President Donald Trump talks incessantly about the dangers of mail-in balloting in 2020 — even as what he cites as examples of this alleged fraud are almost always explained away as simple human error.
Which brings me to California and the California Republican Party, in particular.
The California Republican Party is behind the effort, which a spokesman for the organization told CNN on Monday amounts to an opportunity for “friends, family, and patrons to drop off their ballot with someone they know and trust.”
Except that it doesn’t work that way under California election law. You can’t just cut a hole in a cardboard box, write “authorized” on it and say that it’s totally cool for voters to drop their ballots in it.
Why not? Well, security, mostly. Who controls the box once votes — or even a single vote — is deposited in it? How can we be sure that every vote put into one of these unauthorized boxes is counted?

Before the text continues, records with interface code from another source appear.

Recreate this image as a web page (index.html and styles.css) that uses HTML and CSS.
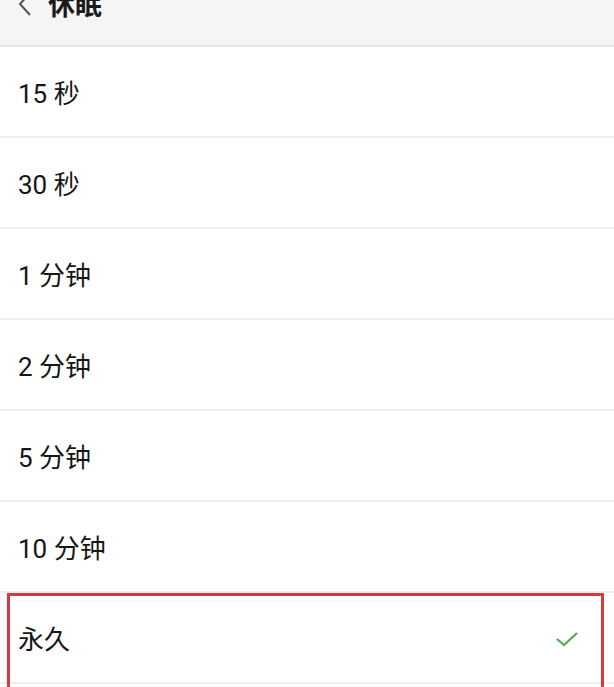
FILE: index.html
```html
<!DOCTYPE html>
<html lang="zh-CN">
<head>
    <meta charset="UTF-8">
    <meta name="viewport" content="width=device-width, initial-scale=1.0">
    <title>休眠</title>
    <link rel="stylesheet" href="styles.css">
</head>
<body>
    <div class="topbar">
        <svg class="back-icon" width="14" height="26" viewBox="0 0 14 26">
            <polyline points="12,2 2,13 12,24" fill="none" stroke="#555" stroke-width="2"/>
        </svg>
        <span class="topbar-title">休眠</span>
    </div>

    <ul class="option-list">
        <li class="option">15 秒</li>
        <li class="option">30 秒</li>
        <li class="option">1 分钟</li>
        <li class="option">2 分钟</li>
        <li class="option">5 分钟</li>
        <li class="option">10 分钟</li>
        <li class="option selected">
            永久
            <svg class="check" width="22" height="16" viewBox="0 0 22 16">
                <polyline points="1,8 8,14 21,2" fill="none" stroke="#4caf50" stroke-width="2.2"/>
            </svg>
            <div class="highlight"></div>
        </li>
        <li class="option">&nbsp;</li>
    </ul>
</body>
</html>
```

FILE: styles.css
```css
:root {
    --color-bg: #ffffff;
    --color-bar: #f5f5f5;
    --color-border: #efefef;
    --color-text: #161616;
    --color-mark: #d63a3e;
}

* {
    margin: 0;
    padding: 0;
    box-sizing: border-box;
}

html, body {
    height: 100%;
    overflow: hidden;
}

body {
    font-family: Roboto, "Noto Sans CJK SC", sans-serif;
    background: var(--color-bg);
    color: var(--color-text);
}

.topbar {
    height: 47px;
    background: var(--color-bar);
    border-bottom: 2px solid #e8e8e8;
    display: flex;
    align-items: flex-start;
    padding-left: 18px;
    gap: 16px;
    overflow: hidden;
}

.back-icon {
    margin-top: -9px;
}

.topbar-title {
    font-size: 27px;
    font-weight: 700;
    line-height: 1;
    margin-top: -7px;
    color: #1a1a1a;
}

.option-list {
    list-style: none;
}

.option {
    position: relative;
    height: 91px;
    border-bottom: 2px solid var(--color-border);
    display: flex;
    align-items: center;
    justify-content: space-between;
    padding: 0 36px 0 18px;
    font-size: 26px;
}

.check {
    margin-top: 2px;
}

.highlight {
    position: absolute;
    left: 7px;
    top: 0;
    width: 597px;
    height: 200px;
    border: 3px solid var(--color-mark);
    pointer-events: none;
}
```
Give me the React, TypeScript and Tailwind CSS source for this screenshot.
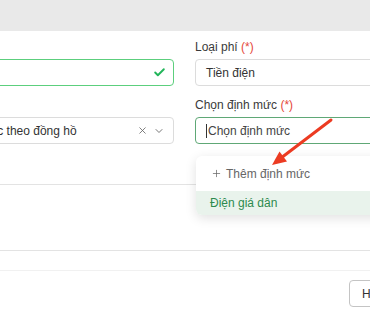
import React from 'react';
import { Check, X, ChevronDown, Plus } from 'lucide-react';

const font = { fontFamily: '"Liberation Sans", Arial, sans-serif' };

function Label({ text, required }: { text: string; required?: boolean }) {
  return (
    <div className="h-4 mb-1 text-xs leading-4 text-[#3a3a3a] whitespace-nowrap">
      {text}
      {required && <span className="text-[#e5483a]"> (*)</span>}
    </div>
  );
}

export default function App() {
  return (
    <div className="relative w-[370px] h-[320px] overflow-hidden bg-white" style={font}>
      {/* modal backdrop strip */}
      <div className="h-[31px] bg-[#e9e9e9]" />

      {/* form */}
      <div className="flex gap-[21px] pt-2 ml-[-60px]">
        <div className="w-[234px] shrink-0">
          <div className="h-4 mb-1" />
          <div className="h-[27px] flex items-center justify-end pr-[7px] border border-[#5ccf7d] rounded-[4px]">
            <Check className="w-[13px] h-[13px] text-[#22b55a]" strokeWidth={3.5} />
          </div>
          <div className="h-[11px]" />
          <div className="h-4 mb-1" />
          <div className="h-[27px] flex items-center pl-[7px] pr-[8px] border border-[#dcdcdc] rounded-[4px] text-xs text-[#333]">
            <span className="flex-1 whitespace-nowrap">Tính cước theo đồng hồ</span>
            <X className="w-[11px] h-[11px] text-[#666] mr-[5px]" strokeWidth={1.8} />
            <ChevronDown className="w-[12px] h-[12px] text-[#777]" strokeWidth={2} />
          </div>
        </div>
        <div className="w-[200px] shrink-0">
          <Label text="Loại phí" required />
          <div className="h-[27px] flex items-center pl-[10px] border border-[#dcdcdc] rounded-[4px] text-xs text-[#333]">
            Tiền điện
          </div>
          <div className="h-[11px]" />
          <Label text="Chọn định mức" required />
          <div className="h-[27px] flex items-center pl-[10px] border border-[#5fa876] rounded-[4px] text-xs text-[#444]">
            <span className="w-px h-[14px] bg-[#333] mr-[1px]" />
            Chọn định mức
          </div>
        </div>
      </div>

      <div className="mt-[40px] border-t border-[#e3e3e3]" />
      <div className="h-[65px]" />
      <div className="border-t border-[#e3e3e3]" />
      <div className="h-[19px]" />
      <div className="border-t border-[#f1f1f1]" />

      <div className="flex justify-end pt-[9px] mr-[-43px]">
        <button className="h-[27px] px-3 border border-[#c4c4c4] rounded-[4px] text-xs text-[#333] bg-white">
          Hủy bỏ
        </button>
      </div>

      {/* dropdown menu */}
      <div className="absolute left-[196px] top-[156px] w-[200px] bg-white rounded-[6px] shadow-[0_3px_12px_rgba(0,0,0,0.12)] overflow-hidden text-xs">
        <div className="h-[35px] flex items-center pl-[15px] gap-[4px] text-[#666]">
          <Plus className="w-[11px] h-[11px]" strokeWidth={1.6} />
          <span>Thêm định mức</span>
        </div>
        <div className="h-[24px] flex items-center pl-[14px] bg-[#e9f3ec] text-[#2d8a4e]">
          Điện giá dân
        </div>
      </div>

      {/* annotation arrow */}
      <svg className="absolute left-0 top-0 pointer-events-none" width="370" height="320">
        <line x1="331" y1="120" x2="283" y2="156.5" stroke="#ec3b22" strokeWidth="3" strokeLinecap="round" />
        <polygon points="272,165 287,161.5 279.5,151.5" fill="#ec3b22" />
      </svg>
    </div>
  );
}
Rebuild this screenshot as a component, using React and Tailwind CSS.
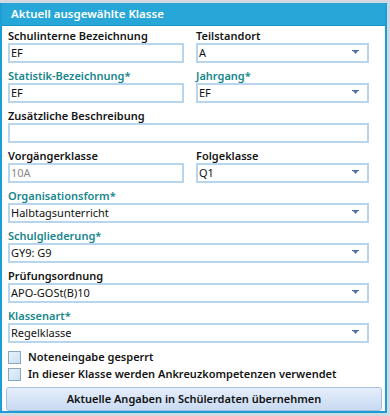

The unofficial boxes lack a “chain of custody and we don’t have the requirements or regulations for these fake drop boxes as you do for the official drop boxes,” California Secretary of State Alex Padilla, a Democrat, told CNN’s Chris Cuomo on Monday night.
The difference, of course, is that the ballot collection system has all sorts of safeguards and checks written into the law to avoid fraud. What the California GOP is doing has none of that.
The Point: For all of Trump’s wild charges about election rigging and vote-by-mail fraud being perpetrated by Democrats, it’s his own party in California that is actively skirting the laws.